Child and youth participation initiatives need to be accessible to a range of involved youth. Innovative outreach strategies are needed to ensure that marginalized children have opportunities for real participation. This requires an analysis of which youth communities are not being heard, and a concerted effort to create methods that engage these communities. Participation initiatives need to recognize, accommodate and validate a plurality of opinions and perspectives.

  1. Stronger partnerships with adults and young people lead to effective capacity-building

Child and youth participation initiatives are most successful through engaging equitable adult partnerships. Rather than involve young people in the vibrant, inclusive democratic decision-making processes of the adult world, participatory initiatives with young people provide an opportunity to engage a new generation in new forms of democratic decision-making - strengthening (and sometimes creating) democratic institutions in the process. Adults as well need to learn new participation skills, and be willing to engage in new and innovative democratic processes.

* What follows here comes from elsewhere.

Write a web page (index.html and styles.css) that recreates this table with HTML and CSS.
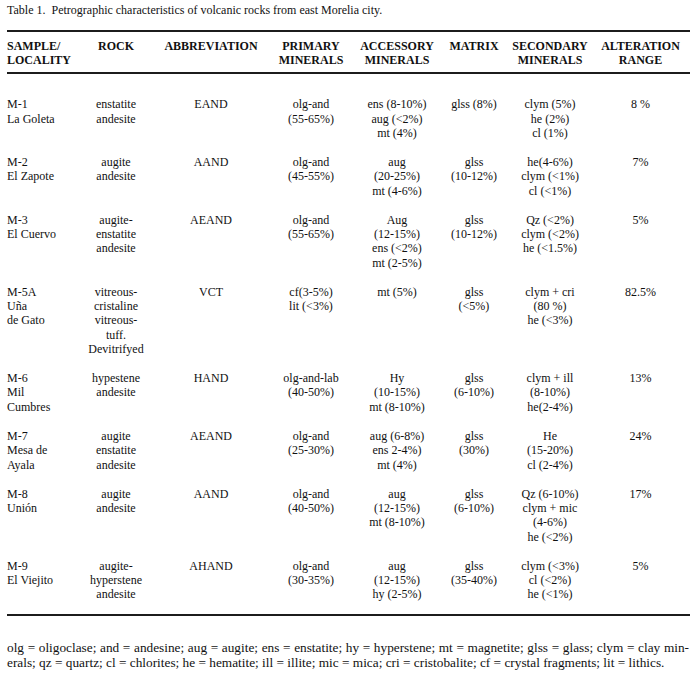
FILE: index.html
```html
<!DOCTYPE html>
<html>
<head>
<meta charset="utf-8">
<link rel="stylesheet" href="styles.css">
</head>
<body>
<div class="page">
  <p class="title">Table 1.&nbsp; Petrographic characteristics of volcanic rocks from east Morelia city.</p>
  <table class="tbl">
    <colgroup>
      <col class="c1"><col class="c2"><col class="c3"><col class="c4"><col class="c5"><col class="c6"><col class="c7"><col class="c8">
    </colgroup>
    <thead>
      <tr>
        <th class="left">SAMPLE/<br>LOCALITY</th>
        <th>ROCK</th>
        <th>ABBREVIATION</th>
        <th>PRIMARY<br>MINERALS</th>
        <th>ACCESSORY<br>MINERALS</th>
        <th>MATRIX</th>
        <th>SECONDARY<br>MINERALS</th>
        <th>ALTERATION<br>RANGE</th>
      </tr>
    </thead>
    <tbody>
      <tr class="first">
        <td class="left">M-1<br>La Goleta</td>
        <td>enstatite<br>andesite</td>
        <td>EAND</td>
        <td>olg-and<br>(55-65%)</td>
        <td>ens (8-10%)<br>aug (&lt;2%)<br>mt (4%)</td>
        <td>glss (8%)</td>
        <td>clym (5%)<br>he (2%)<br>cl (1%)</td>
        <td>8 %</td>
      </tr>
      <tr>
        <td class="left">M-2<br>El Zapote</td>
        <td>augite<br>andesite</td>
        <td>AAND</td>
        <td>olg-and<br>(45-55%)</td>
        <td>aug<br>(20-25%)<br>mt (4-6%)</td>
        <td>glss<br>(10-12%)</td>
        <td>he(4-6%)<br>clym (&lt;1%)<br>cl (&lt;1%)</td>
        <td>7%</td>
      </tr>
      <tr>
        <td class="left">M-3<br>El Cuervo</td>
        <td>augite-<br>enstatite<br>andesite</td>
        <td>AEAND</td>
        <td>olg-and<br>(55-65%)</td>
        <td>Aug<br>(12-15%)<br>ens (&lt;2%)<br>mt (2-5%)</td>
        <td>glss<br>(10-12%)</td>
        <td>Qz (&lt;2%)<br>clym (&lt;2%)<br>he (&lt;1.5%)</td>
        <td>5%</td>
      </tr>
      <tr>
        <td class="left">M-5A<br>Uña<br>de Gato</td>
        <td>vitreous-<br>cristaline<br>vitreous-<br>tuff.<br>Devitrifyed</td>
        <td>VCT</td>
        <td>cf(3-5%)<br>lit (&lt;3%)</td>
        <td>mt (5%)</td>
        <td>glss<br>(&lt;5%)</td>
        <td>clym + cri<br>(80 %)<br>he (&lt;3%)</td>
        <td>82.5%</td>
      </tr>
      <tr>
        <td class="left">M-6<br>Mil<br>Cumbres</td>
        <td>hypestene<br>andesite</td>
        <td>HAND</td>
        <td>olg-and-lab<br>(40-50%)</td>
        <td>Hy<br>(10-15%)<br>mt (8-10%)</td>
        <td>glss<br>(6-10%)</td>
        <td>clym + ill<br>(8-10%)<br>he(2-4%)</td>
        <td>13%</td>
      </tr>
      <tr>
        <td class="left">M-7<br>Mesa de<br>Ayala</td>
        <td>augite<br>enstatite<br>andesite</td>
        <td>AEAND</td>
        <td>olg-and<br>(25-30%)</td>
        <td>aug (6-8%)<br>ens 2-4%)<br>mt (4%)</td>
        <td>glss<br>(30%)</td>
        <td>He<br>(15-20%)<br>cl (2-4%)</td>
        <td>24%</td>
      </tr>
      <tr>
        <td class="left">M-8<br>Unión</td>
        <td>augite<br>andesite</td>
        <td>AAND</td>
        <td>olg-and<br>(40-50%)</td>
        <td>aug<br>(12-15%)<br>mt (8-10%)</td>
        <td>glss<br>(6-10%)</td>
        <td>Qz (6-10%)<br>clym + mic<br>(4-6%)<br>he (&lt;2%)</td>
        <td>17%</td>
      </tr>
      <tr class="last">
        <td class="left">M-9<br>El Viejito</td>
        <td>augite-<br>hyperstene<br>andesite</td>
        <td>AHAND</td>
        <td>olg-and<br>(30-35%)</td>
        <td>aug<br>(12-15%)<br>hy (2-5%)</td>
        <td>glss<br>(35-40%)</td>
        <td>clym (&lt;3%)<br>cl (&lt;2%)<br>he (&lt;1%)</td>
        <td>5%</td>
      </tr>
    </tbody>
  </table>
  <div class="notes">
    <p class="note-line justify">olg = oligoclase; and = andesine; aug = augite; ens = enstatite; hy = hyperstene; mt = magnetite; glss = glass; clym = clay min-</p>
    <p class="note-line">erals; qz = quartz; cl = chlorites; he = hematite; ill = illite; mic = mica; cri = cristobalite; cf = crystal fragments; lit = lithics.</p>
  </div>
</div>
</body>
</html>
```

FILE: styles.css
```css
html, body {
  margin: 0;
  padding: 0;
  background: #fff;
}
body {
  font-family: "Liberation Serif", "Times New Roman", serif;
  font-size: 12px;
  line-height: 14.35px;
  color: #111;
}
.page {
  padding: 3px 6px 0 7px;
}
.title {
  margin: 0;
  line-height: 14.5px;
}
.tbl {
  margin-top: 12px;
  width: 683px;
  border-collapse: collapse;
  table-layout: fixed;
}
.c1 { width: 70px; }
.c2 { width: 78px; }
.c3 { width: 112px; }
.c4 { width: 88px; }
.c5 { width: 84px; }
.c6 { width: 70px; }
.c7 { width: 82px; }
.c8 { width: 99px; }
.tbl thead th {
  border-top: 2px solid #1c1c1c;
  border-bottom: 2px solid #1c1c1c;
  font-weight: bold;
  text-align: center;
  vertical-align: top;
  padding: 7px 0 5px 0;
  white-space: nowrap;
}
.tbl td {
  text-align: center;
  vertical-align: top;
  padding: 0 0 14.7px 0;
  white-space: nowrap;
}
.tbl tr.first td {
  padding-top: 23px;
}
.tbl tr.last td {
  border-bottom: 2px solid #1c1c1c;
  padding-bottom: 12px;
}
.tbl .left {
  text-align: left;
}
.notes {
  margin-top: 24px;
  width: 682px;
}
.note-line {
  margin: 0;
  font-size: 13.3px;
  line-height: 15px;
}
.justify {
  text-align: justify;
  text-align-last: justify;
}
```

  1. Diverse forms of participation ensure young people are more actively engaged in their cities

In addition to involving young people in formal government processes - from elections to urban planning and policy review - decision-makers need to support the full dimension of young people's interests and abilities. To address the needs of all youth, especially those most marginalized, informal processes of participation, such as local community action that focus on experiential engagement, must also be developed and supported. In concert with formal processes of participation, informal modes of access to governance add value to policy and political deliberations.

  1. Promoting positive images of young people helps eliminate barriers to meaningful engagement in their cities

Social marketing and public campaigns at the local, global, and international level need to focus on the good work being done by children and youth in their cities. Too often, dominant public narratives of young people suggest youth are incapable, lack commitment, and even pose threats to healthy urban living. Such stereotypes inhibit the meaningful engagement of young people in cities by discouraging young people from contributing their assets, accessing services, and thus creating barriers to good urban governance.

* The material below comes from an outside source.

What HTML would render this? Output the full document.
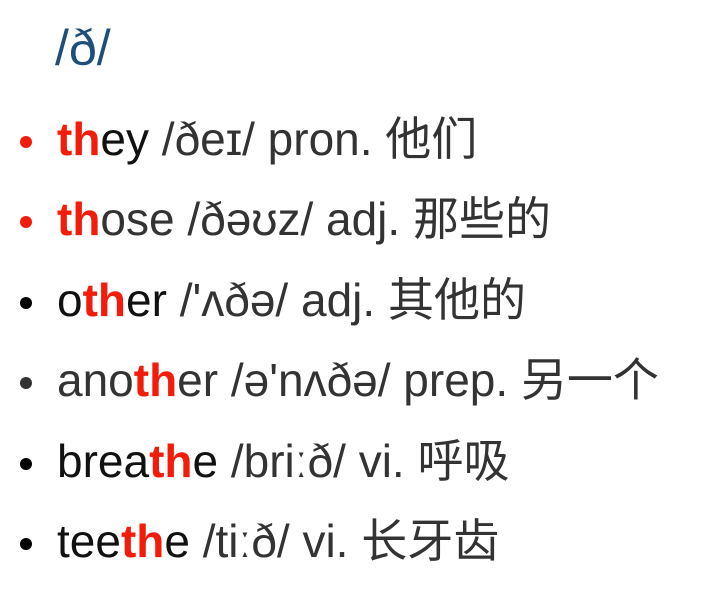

Commitments to democratic principles such as active participation, civic responsibility and inclusion require a paradigm shift: from prescriptive modes of intervention to supporting young peoples' innate capacity for transformation and change, while preserving their development and well-being. A more coordinated national and global media effort should advance stories of child and youth survival, resistance, and engagement within civic processes and urban environments that ensure communities are more collaborative, diverse and inclusive.

V Key recommendations

Establish a Local Government Plan of Action for Children and Youth

We recommended that each local government, similar to the National Plan of Action called for at the UN Special Summit for Children, establish a Local Government Plan of Action for Children and Youth. This Plan should be tailored to the specific capacities of local governments, but should have a vision that encompasses all levels of government.

Support sustainable, scalable participatory programming and initiatives

Local governments must recognize and support the expertise and initiatives that children and youth bring to their communities through sustainable programs supporting these initiatives, as well as through institutionalizing this expertise within policy and policy frameworks. Special attention should be given to supporting initiatives in “going to scale” both horizontally (bridging diverse government services responsible for children), and vertically (harmonizing different levels of government policy and practice).

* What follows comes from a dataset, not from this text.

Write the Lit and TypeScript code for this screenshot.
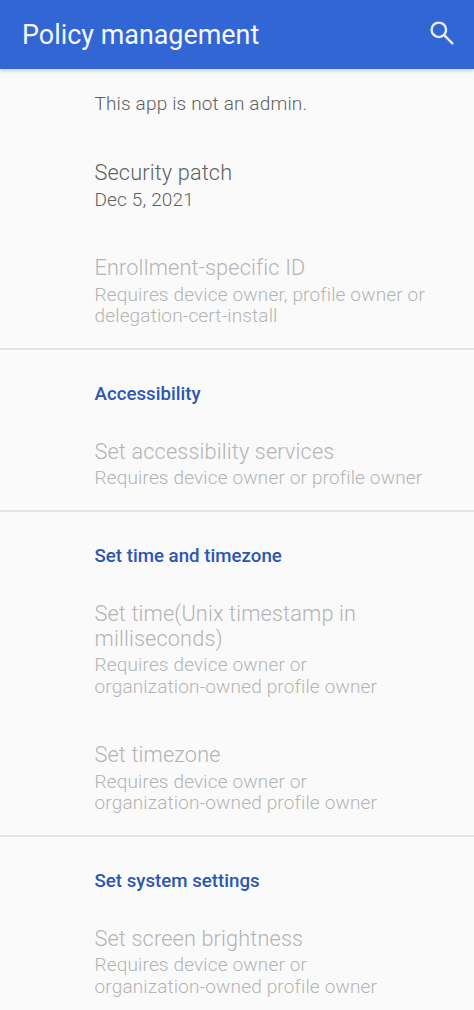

We further recommended that local government advocate with and on behalf of children and youth regarding these local initiatives, and facilitate the uptake of these initiatives into policy and policy frameworks at all levels of government .

Create local government support structures to enable the meaningful involvement of children and youth in policy deliberations

Local government must meaningfully engage with and support child and youth led organizations through recognizing, supporting and involving them in policy development and delivery. To do so, support structures within government institutions should be created that meaningfully involve children and youth in policy deliberations.

It is recommended that local governments identify and promote the expertise and knowledge of children and youth at the regional, national and international governmental level.

We recommend that the academic community conduct further research on the effective and meaningful involvement of children and youth through child and youth-led organizations. Research should also explore aspects of effective and meaningful engagement of children and youth in local government and its institutions.

Initiate child and youth outreach efforts that engage a plurality of voices, especially those populations most marginalized

We recommend that structures created to engage youth by government and its institutions should strive to engage a diversity of youth, especially those most marginalized. By developing a greater understanding of child and youth-driven strategies of resilience, for example, decision-makers can work with young citizens to design more inclusive, effective models protective and intervention. Further, because many child and youth-led organizations engage a multiplicity of communities, local governments need to open a dialogue with young people to learn the tools and best practices of successful participatory programming, such as community asset mapping and other innovative, peer-led initiatives.

Promote capacity-building by supporting informal methods of child and youth participation

All levels of government should support both formal and informal methods of child and youth participation in their communities. We recommend the government NGO, and academic communities collaborate in conducting research on non-formal methods that promote child and youth input into policy development and implementation. Special emphasis should be placed on successful tools such as Participatory Action Research and Community Asset Mapping.

Develop positive media images of youth and support integrated media promoting child and youth friendly cities

Social marketing and public campaigns at the local level need to focus on the good work already being done by children and youth in their communities. Media campaigns highlighting stories similar to those profiled in this paper would also be a first step to inviting the active participation of children in cities around the world.

A child and youth friendly web site developed for World Urban Forum in Vancouver will showcase examples of successful child and youth-involved programming globally; profile stories of engaged young people in their cities; and provide a searchable database of research literature and programs.

In future phases of site implementation, we imagine the site becoming an interactive environment in which local government, city planners and developers, researchers, and young people can meet in a dynamic space that supports active knowledge exchange and information sharing. The site will also provide practical, concrete building blocks for developing participatory action plans; building sustainable community projects and programming; and conducting issue-based research that invites the full participation of diverse communities.

Finally, it is hoped that this paper will ignite global dialogue concerning the meaningful engagement of children and youth in all dimensions of urban life. Child and youth participation initiatives are becoming more widespread and increasingly effective. In considering current and future actions, we need to implement child and youth participatory practices that integrate research, policy-making, and local programming. Local governments need to develop and strengthen aspects of child and youth policies that are inclusive, adaptable and responsive to the diverse needs of young people. Such dialogue can only happen with a renewed and invigorated partnership between children, youth and the communities in which they live.